Saskatchewan law firm McKercher LLP should have obtained its client’s consent before agreeing to represent an employee suing the company the firm was already working for on a variety of cases.

In Canadian National Railway Co. v. McKercher LLP, the Supreme Court of Canada ruled that McKercher breached the bright line rule when it accepted Gordon Wallace’s retainer.

In 2008, Wallace retained McKercher to represent him as the leading plaintiff in a class action lawsuit on behalf of Prairie farmers against CN Rail, Canadian Pacific Railway, and others for allegedly overcharging them for grain transportation over 25 years.

When the class action was launched, McKercher was also acting for CN Rail in a number of other unrelated matters. CN only found out McKercher was acting against it in the class action when it was served with the statement of claim. As a result of the class action, McKercher hastily terminated all retainers with CN, except for one which CN terminated. Due to the previous relationship, CN sought to have McKercher removed from the class action.

The case went before the Saskatchewan Court of Queen’s Bench where Chief Justice M.D. Popescul ordered McKercher be disqualified from acting on the class action. On appeal, the court reversed the lower court’s ruling and permitted McKercher to continue to act on the class action.

“I conclude that McKercher’s termination of its existing retainers with CN breached its duty of commitment to its client’s cause, and its failure to advise CN of its intention to accept the Wallace retainer breached its duty of candour to its client. However, McKercher possessed no relevant confidential information that could be used to prejudice CN,” Chief Justice Beverley McLaughlin wrote on behalf of a unanimous court.

The bright line rule was established in the SCC’s landmark 2002 decision R. v. Neil, which stated that “a lawyer may not represent one client whose interests are directly adverse to the immediate interests of another current client — even if the two mandates are unrelated — unless both clients consent after receiving full disclosure (and preferably independent legal advice), and the lawyer reasonably believes that he or she is able to represent each client without adversely affecting the other.”
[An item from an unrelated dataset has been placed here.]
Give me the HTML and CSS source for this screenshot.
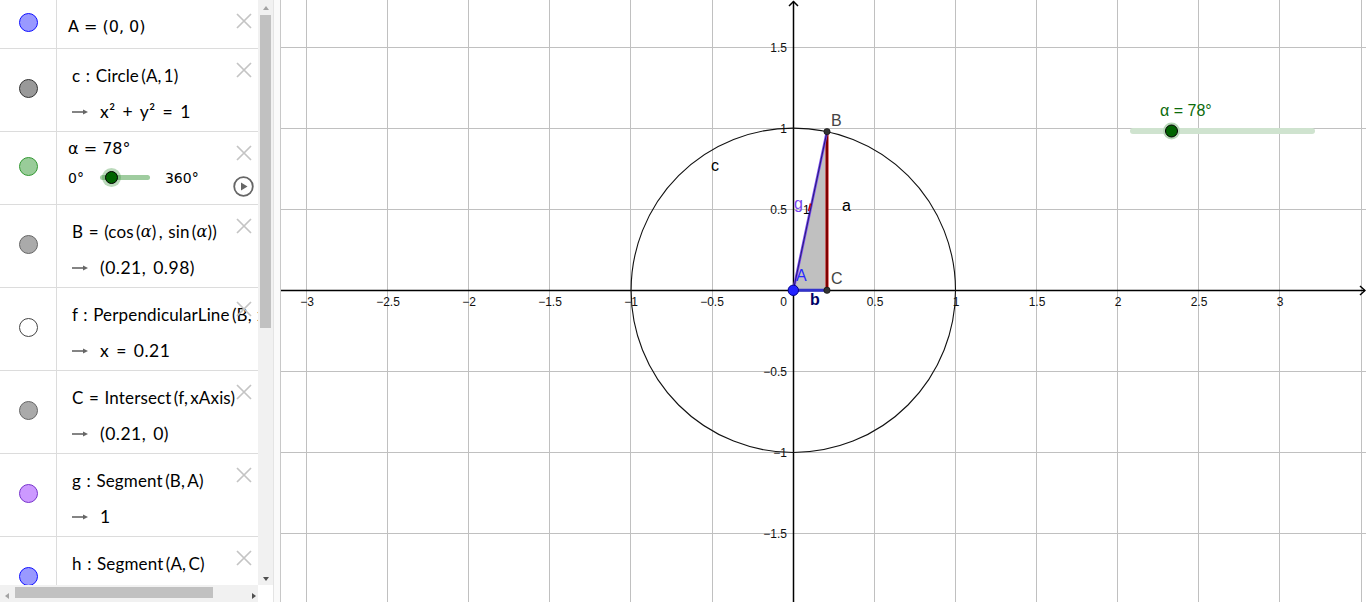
FILE: index.html
```html
<!DOCTYPE html>
<html>
<head>
<meta charset="utf-8">
<link rel="stylesheet" href="styles.css">
</head>
<body>
<div class="app">
  <aside class="panel">
    <div class="panel-top">
      <div class="list">
        <div class="row r1">
          <div class="marker-col"><span class="dot d-blue"></span></div>
          <div class="content">
            <div class="line plain val">A = (0, 0)</div>
          </div>
          <svg class="close" width="16" height="16" viewBox="0 0 16 16"><path d="M1 1L15 15M15 1L1 15"/></svg>
        </div>
        <div class="row">
          <div class="marker-col"><span class="dot d-dark"></span></div>
          <div class="content">
            <div class="line">c : Circle&#8201;(A,&#8201;1)</div>
            <div class="line"><svg class="arr" width="17" height="8" viewBox="0 0 17 8"><path d="M0 4H14"/><path class="head" d="M11 1.5L16 4L11 6.5Z"/></svg><span class="v">x² + y² = 1</span></div>
          </div>
          <svg class="close" width="16" height="16" viewBox="0 0 16 16"><path d="M1 1L15 15M15 1L1 15"/></svg>
        </div>
        <div class="row r3">
          <div class="marker-col"><span class="dot d-green"></span></div>
          <div class="content c3">
            <div class="line plain val big">α = 78°</div>
            <div class="line plain sl">
              <span class="deg">0°</span>
              <span class="track"><span class="knob"></span></span>
              <span class="deg">360°</span>
            </div>
          </div>
          <svg class="close" width="16" height="16" viewBox="0 0 16 16"><path d="M1 1L15 15M15 1L1 15"/></svg>
          <svg class="play" width="21" height="21" viewBox="0 0 21 21"><circle cx="10.5" cy="10.5" r="9.3"/><path d="M8 6.5L14.5 10.5L8 14.5Z"/></svg>
        </div>
        <div class="row">
          <div class="marker-col"><span class="dot d-grey"></span></div>
          <div class="content">
            <div class="line">B = (cos&#8201;(<i>α</i>)&#8201;, sin&#8201;(<i>α</i>))</div>
            <div class="line"><svg class="arr" width="17" height="8" viewBox="0 0 17 8"><path d="M0 4H14"/><path class="head" d="M11 1.5L16 4L11 6.5Z"/></svg><span class="v">(0.21, 0.98)</span></div>
          </div>
          <svg class="close" width="16" height="16" viewBox="0 0 16 16"><path d="M1 1L15 15M15 1L1 15"/></svg>
        </div>
        <div class="row">
          <div class="marker-col"><span class="dot d-white"></span></div>
          <div class="content">
            <div class="line">f : PerpendicularLine&#8201;(B, xAxis)</div>
            <div class="line"><svg class="arr" width="17" height="8" viewBox="0 0 17 8"><path d="M0 4H14"/><path class="head" d="M11 1.5L16 4L11 6.5Z"/></svg><span class="v">x = 0.21</span></div>
          </div>
          <svg class="close" width="16" height="16" viewBox="0 0 16 16"><path d="M1 1L15 15M15 1L1 15"/></svg>
        </div>
        <div class="row">
          <div class="marker-col"><span class="dot d-grey"></span></div>
          <div class="content">
            <div class="line">C = Intersect&#8201;(f,&#8201;xAxis)</div>
            <div class="line"><svg class="arr" width="17" height="8" viewBox="0 0 17 8"><path d="M0 4H14"/><path class="head" d="M11 1.5L16 4L11 6.5Z"/></svg><span class="v">(0.21, 0)</span></div>
          </div>
          <svg class="close" width="16" height="16" viewBox="0 0 16 16"><path d="M1 1L15 15M15 1L1 15"/></svg>
        </div>
        <div class="row">
          <div class="marker-col"><span class="dot d-violet"></span></div>
          <div class="content">
            <div class="line">g : Segment&#8201;(B,&#8201;A)</div>
            <div class="line"><svg class="arr" width="17" height="8" viewBox="0 0 17 8"><path d="M0 4H14"/><path class="head" d="M11 1.5L16 4L11 6.5Z"/></svg><span class="v">1</span></div>
          </div>
          <svg class="close" width="16" height="16" viewBox="0 0 16 16"><path d="M1 1L15 15M15 1L1 15"/></svg>
        </div>
        <div class="row">
          <div class="marker-col"><span class="dot d-blue"></span></div>
          <div class="content">
            <div class="line">h : Segment&#8201;(A,&#8201;C)</div>
          </div>
          <svg class="close" width="16" height="16" viewBox="0 0 16 16"><path d="M1 1L15 15M15 1L1 15"/></svg>
        </div>
      </div>
      <div class="vscroll">
        <div class="sb-btn"><span class="tri-up"></span></div>
        <div class="vthumb"></div>
        <div class="sb-fill"></div>
        <div class="sb-btn"><span class="tri-down"></span></div>
      </div>
    </div>
    <div class="panel-bottom">
      <div class="hscroll">
        <div class="sb-hbtn"><span class="tri-left"></span></div>
        <div class="hthumb"></div>
        <div class="sb-fill"></div>
        <div class="sb-hbtn"><span class="tri-right"></span></div>
      </div>
      <div class="corner"></div>
    </div>
  </aside>
  <div class="splitter"></div>
  <main class="canvas">
    <svg class="plot" width="1085" height="602" viewBox="281 0 1085 602">
      <g class="grid">
        <path d="M306.5 0V602M387.5 0V602M468.5 0V602M549.5 0V602M630.5 0V602M712.5 0V602M874.5 0V602M955.5 0V602M1036.5 0V602M1117.5 0V602M1198.5 0V602M1279.5 0V602M1361.5 0V602"/>
        <path d="M281 47.5H1366M281 128.5H1366M281 209.5H1366M281 371.5H1366M281 452.5H1366M281 533.5H1366"/>
      </g>
      <g class="axes">
        <path d="M281 290.5H1365M793.5 602V1.5"/>
        <path d="M1360 286L1365 290.5L1360 295M789 6L793.5 1.5L798 6"/>
      </g>
      <g class="ticks">
        <text x="307" y="306">−3</text>
        <text x="388" y="306">−2.5</text>
        <text x="469" y="306">−2</text>
        <text x="550" y="306">−1.5</text>
        <text x="631" y="306">−1</text>
        <text x="712" y="306">−0.5</text>
        <text x="875" y="306">0.5</text>
        <text x="956" y="306">1</text>
        <text x="1037" y="306">1.5</text>
        <text x="1118" y="306">2</text>
        <text x="1199" y="306">2.5</text>
        <text x="1280" y="306">3</text>
      </g>
      <g class="yticks">
        <text x="787" y="306">0</text>
        <text x="787" y="52">1.5</text>
        <text x="787" y="133">1</text>
        <text x="787" y="214">0.5</text>
        <text x="787" y="376">−0.5</text>
        <text x="787" y="457">−1</text>
        <text x="787" y="538">−1.5</text>
      </g>
      <circle class="unit" cx="793.3" cy="290.3" r="162.2"/>
      <polygon class="tri" points="793.3,290.3 827,131.6 827,290.3"/>
      <path class="seg-a" d="M827 131.6V290.3"/>
      <path class="seg-a-core" d="M827 131.6V290.3"/>
      <path class="seg-h" d="M793.3 290.3H827"/>
      <path class="seg-g" d="M793.3 290.3L827 131.6"/>
      <path class="seg-g-core" d="M793.3 290.3L827 131.6"/>
      <path class="tick-red" d="M810.5 203.5L808.5 211"/>
      <circle class="pt-small" cx="827" cy="131.6" r="3.2"/>
      <circle class="pt-small" cx="827" cy="290.3" r="3.2"/>
      <circle class="pt-a" cx="793.3" cy="290.3" r="5.2"/>
      <text class="lbl grey" x="831" y="126">B</text>
      <text class="lbl grey" x="831" y="284">C</text>
      <text class="lbl blue" x="796" y="281">A</text>
      <text class="lbl" x="842" y="211">a</text>
      <text class="lbl navy" x="810" y="305">b</text>
      <text class="lbl" x="711" y="171">c</text>
      <text class="lbl purple" x="794" y="209">g</text>
      <text class="lbl small" x="803" y="214">1</text>
      <text class="sl-lbl" x="1160" y="116">α = 78°</text>
      <path class="sl-track" d="M1133 131H1312"/>
      <circle class="sl-halo" cx="1171.5" cy="131" r="8.5"/>
      <circle class="sl-knob" cx="1171.5" cy="131" r="6"/>
    </svg>
  </main>
</div>
</body>
</html>
```

FILE: styles.css
```css
* { box-sizing: border-box; }
html, body { margin: 0; padding: 0; }
body {
  width: 1366px;
  height: 602px;
  overflow: hidden;
  background: #fff;
  font-family: "Lato", "DejaVu Sans", sans-serif;
  color: #000;
}
.app { display: flex; height: 602px; }
.panel { width: 273px; display: flex; flex-direction: column; flex: none; }
.panel-top { display: flex; height: 585px; }
.list { width: 258px; overflow: hidden; flex: none; }
.row {
  position: relative;
  display: flex;
  height: 83px;
  border-bottom: 1px solid #dcdcdc;
}
.row.r1 { height: 49px; }
.row.r3 { height: 73px; }
.marker-col {
  width: 57px;
  flex: none;
  border-right: 1px solid #dcdcdc;
  display: flex;
  align-items: center;
  justify-content: center;
}
.dot {
  width: 19px;
  height: 19px;
  border-radius: 50%;
  border: 1px solid #333;
  margin-bottom: 4px;
}
.d-blue { background: #9999ff; border-color: #1010ff; }
.d-dark { background: #999; border-color: #333; }
.d-green { background: #99cc99; border-color: #339933; }
.d-grey { background: #aaa; border-color: #666; }
.d-white { background: #fff; border-color: #444; }
.d-violet { background: #cc99ff; border-color: #7733cc; }
.content {
  flex: 1;
  min-width: 0;
  padding: 14px 0 0 15px;
  white-space: nowrap;
}
.content.c3 { padding-top: 4px; }
.line {
  height: 25px;
  display: flex;
  align-items: center;
  font-size: 17px;
  letter-spacing: 0.15px;
  word-spacing: 1px;
}
.line + .line { margin-top: 11px; }
.c3 .line + .line { margin-top: 4px; }
.line i { font-family: "DejaVu Serif", serif; font-style: italic; font-size: 16px; }
.line .v { font-size: 17.5px; letter-spacing: 0.5px; word-spacing: 2px; }
.plain { margin-left: -4px; }
.val { font-family: "DejaVu Sans", sans-serif; font-size: 16px; letter-spacing: 0; word-spacing: 0; }
.big { font-size: 16px; }
.arr { flex: none; margin-right: 11px; }
.arr path { stroke: #666; stroke-width: 1.6; fill: none; }
.arr path.head { fill: #666; stroke: none; }
.sl { font-family: "DejaVu Sans", sans-serif; font-size: 14px; letter-spacing: 0; word-spacing: 0; }
.deg { color: #000; }
.track {
  position: relative;
  width: 50px;
  height: 5px;
  margin: 0 15px 0 16px;
  background: #9fcc9f;
  border-radius: 3px;
}
.knob {
  position: absolute;
  left: 5px;
  top: -4px;
  width: 13px;
  height: 13px;
  border-radius: 50%;
  background: #006400;
  border: 1px solid #000;
  box-shadow: 0 0 0 3px rgba(60, 150, 60, 0.35);
}
.close {
  position: absolute;
  top: 13px;
  right: 6px;
}
.close path { stroke: #c4c4c4; stroke-width: 1.7; fill: none; }
.play { position: absolute; right: 4px; top: 44px; }
.play circle { fill: none; stroke: #666; stroke-width: 1.8; }
.play path { fill: #666; }
.vscroll {
  width: 15px;
  flex: none;
  background: #f1f1f1;
  display: flex;
  flex-direction: column;
  align-items: center;
}
.sb-btn { height: 15px; width: 15px; display: flex; align-items: center; justify-content: center; flex: none; }
.vthumb { width: 11px; height: 313px; background: #c1c1c1; flex: none; }
.sb-fill { flex: 1; }
.tri-up { width: 0; height: 0; border-left: 3.5px solid transparent; border-right: 3.5px solid transparent; border-bottom: 4px solid #a3a3a3; margin-top: 1px; }
.tri-down { width: 0; height: 0; border-left: 3.5px solid transparent; border-right: 3.5px solid transparent; border-top: 4px solid #505050; margin-top: 2px; }
.panel-bottom { display: flex; height: 17px; }
.hscroll {
  width: 258px;
  height: 17px;
  background: #f1f1f1;
  display: flex;
  align-items: flex-start;
}
.sb-hbtn { width: 15px; height: 15px; display: flex; align-items: center; justify-content: center; flex: none; }
.hthumb { width: 198px; height: 11px; margin-top: 2px; background: #c1c1c1; flex: none; }
.tri-left { width: 0; height: 0; border-top: 3.5px solid transparent; border-bottom: 3.5px solid transparent; border-right: 4px solid #a3a3a3; margin-top: 6px; margin-right: 2px; }
.tri-right { width: 0; height: 0; border-top: 3.5px solid transparent; border-bottom: 3.5px solid transparent; border-left: 4px solid #505050; margin-top: 6px; margin-left: 6px; }
.corner { flex: 1; background: #fff; }
.splitter {
  width: 8px;
  flex: none;
  background: #fafafa;
  border-left: 1px solid #e4e4e4;
  border-right: 1px solid #c8c8c8;
}
.canvas { flex: 1; overflow: hidden; }
.plot { display: block; }
.grid path { stroke: #c0c0c0; stroke-width: 1; fill: none; }
.axes path { stroke: #000; stroke-width: 1.5; fill: none; }
.ticks text, .yticks text {
  font-family: "Liberation Sans", Arial, sans-serif;
  font-size: 12px;
  fill: #111;
}
.ticks text { text-anchor: middle; }
.yticks text { text-anchor: end; }
.unit { fill: none; stroke: #111; stroke-width: 1.1; }
.tri { fill: #c0c0c0; stroke: none; }
.seg-a { stroke: #c00000; stroke-width: 3; fill: none; }
.seg-a-core { stroke: #400000; stroke-width: 1; fill: none; }
.seg-h { stroke: #3333cc; stroke-width: 3; fill: none; }
.seg-g { stroke: #7744ee; stroke-width: 2.6; fill: none; }
.seg-g-core { stroke: #1a1a66; stroke-width: 0.9; fill: none; }
.tick-red { stroke: #cc0000; stroke-width: 1.5; fill: none; }
.pt-small { fill: #333; stroke: #000; stroke-width: 0.5; }
.pt-a { fill: #2222ff; stroke: #000088; stroke-width: 1; }
.lbl {
  font-family: "Liberation Sans", Arial, sans-serif;
  font-size: 16px;
  fill: #000;
}
.lbl.grey { fill: #444; }
.lbl.blue { fill: #2a2aff; }
.lbl.navy { fill: #000066; font-weight: bold; }
.lbl.purple { fill: #7744ee; }
.lbl.small { font-size: 12px; }
.sl-lbl {
  font-family: "Liberation Sans", Arial, sans-serif;
  font-size: 16px;
  fill: #0b6b0b;
}
.sl-track { stroke: #cfe3cf; stroke-width: 6; stroke-linecap: round; fill: none; }
.sl-halo { fill: #b7d7b7; }
.sl-knob { fill: #006400; stroke: #000; stroke-width: 1; }
```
The rule “recognizes that it is difficult — often impossible — for a lawyer or law firm to neatly compartmentalize the interests of different clients when those interests are fundamentally adverse,” wrote McLaughlin.

She went even further to clarify the scope of the bright line rule.

“First, the bright line rule applies only where the immediate interests of clients are directly adverse in the matters on which the lawyer is acting. . . . Second, the bright line rule applies only when clients are adverse in legal interest. . . . Third, the bright line rule cannot be successfully raised by a party who seeks to abuse it,” she wrote.

She also wrote the rule applies in both related and unrelated client matters.

In an e-mail to Legal Feeds, Gavin MacKenzie, a partner at Davis LPP who represented McKercher and Wallace in the case, said, “It is appropriate that the court remitted the question whether the firm should be disqualified to the Queen’s Bench in light of the court’s recasting of the legal framework, which differs from the framework that was in place in 2008 when the Wallace action was commenced.

“It is significant that one important consideration when the issue of remedy isconsidered will be the good faith of the law firm in believing that it was not reasonable for CN to expect that the firm would not act against it in an unrelated matter in light of CN’s status as a professional litigant and the importance of the western grain growers’ right to be represented by counsel of their choice.”

As interveners in the case, the Canadian Bar Association and the Federation of Law Societies of Canada presented their take on national conflict rules, but the SCC refused to “mediate the debate.”

The top court awarded costs to CN Rail and sent the case back to the Saskatchewan Court of Queen’s Bench to determine the appropriate remedy.